If you’ve been having a hard time finding a place to park your RV, it’s not your imagination. In what may be the first comprehensive effort to inventory the nation’s supply of campgrounds and camp sites, the RV Industry Association today released a survey in which the number one finding–ta-da!–is that campgrounds during peak season are basically full.
No surprise, right? Yet while the study’s conclusions are unremarkable, what’s interesting are their underlying data and the fact that it’s taken this long to assemble them. KOA, The Dyrt and others have been taking the pulse of campground demand, and ARVC periodically samples the universe of private campgrounds, but an overall understanding of the supply side of the equation has been so primitive that the industry hasn’t been able to agree on even how many privately owned campgrounds there are. (CHM Government Services, the Massachusetts-based consulting firm that did the RVIA’s legwork, cited four sources that had a 40% spread in campground census numbers.)

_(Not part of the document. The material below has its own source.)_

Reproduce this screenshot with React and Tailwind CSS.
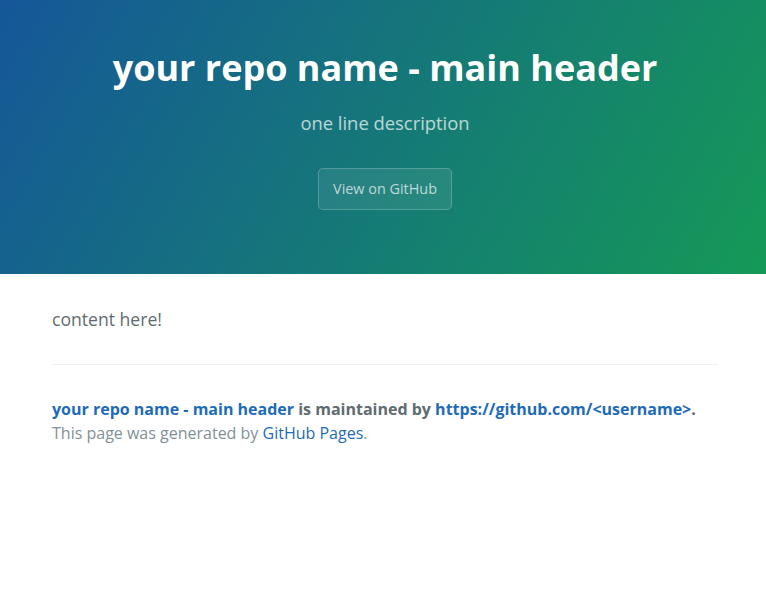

CHM eventually settled on 12,290 private campgrounds, of which 12,118 have RV sites. Those campgrounds, it further concluded, have 1.4 million RV sites, yielding an average of 116 each. Yet apparently more than a third of the private RV sites can be considered “primitive,” since only 63% have water and electric hookups; roughly half (51%) also have sewer connections.
Public campgrounds, meanwhile–comprising federal, state, county and municipal facilities–outnumber their private counterparts, at 15,119, but because on average they’re significantly smaller, have a total of only 607,014 camp sites. More to the point, fewer than half of the public camp sites–264,861–can accommodate RVs, and of those, only 30% have water hookups and a mere 8% have sewer connections. That latter statistic is especially telling at federal campgrounds, among which just 11.3% have dump stations.
Smushing all those numbers together and contrasting them with camper demand in 2020, the RVIA report concludes that overall campground occupancy during the summer was 76%, and 54% for the year overall. Keeping in mind that these occupancy figures are an aggregate that doesn’t distinguish between weekends and mid-week, summer and winter (for the annual rate) or by region, that suggests that yes, RVers overall would have had a helluva time finding a camping spot–and even more so if they needed utilities, especially sewer hookups.
The space crunch, according to Margaret Bailey, CHM’s project manager for the survey, has been a significant factor behind the recent explosion of boondocking. Dispersed camping, she said, “is partly a choice but partly a default” because of a lack of alternatives. And while some significant amount of funding has recently been devoted to public campgrounds, that money “is going to fix what’s broken” and not to expansion. Any growth in RV sites, she added, “has to come on the private side.”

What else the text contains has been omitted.